- Born: 27 May 1965 (age 59) Bad Muskau, East Germany
- Height: 6 ft 1 in (185 cm)
- Weight: 190 lb (86 kg; 13 st 8 lb)
- Position: Right wing
- Shot: Left
- Played for: SG Dynamo/PEV/ES Weißwasser Landshut Cannibals Newcastle Cobras Frankfurt Lions EHC Leipziger Eislöwen
- National team: East Germany
- NHL draft: Undrafted
- Playing career: 1984–2004

= Ralf Hantschke =

German ice hockey player and general manager

Ralf Hantschke (born 27 May 1965) is a German former ice hockey player and the current general manager of the Lausitzer Füchse.

==Career==
Hantschke began his career in 1984, playing for SG Dynamo Weißwasser in the DDR-Oberliga. He won the Oberliga with his team in 1989 and 1990. Following the Reunification of Germany in 1990, Hantschke played for PEV Weißwasser in the Eishockey-Bundesliga. Hantschke played for them until 1992, when he joined EV Landshut. For Landshut, he played two seasons in the Bundesliga and two more in the Deutsche Eishockey Liga (which had replaced the Bundesliga as the top-level German league in 1994).

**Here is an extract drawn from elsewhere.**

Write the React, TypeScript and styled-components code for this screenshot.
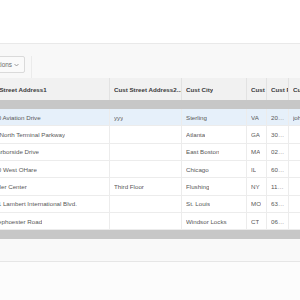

Hantschke then joined the Newcastle Cobras of the British Ice Hockey Superleague for the 1996-97 season, before returning to the DEL with the Frankfurt Lions the following season. He retired after the 2003-04 season spent with EHC Leipziger Eislöwen in the fourth-level Regionalliga.

===International===
Hantschke played for the East Germany national ice hockey team in the top-level World Championships in 1985, as well as in the B Pool in 1986, 1987, 1989, and 1990.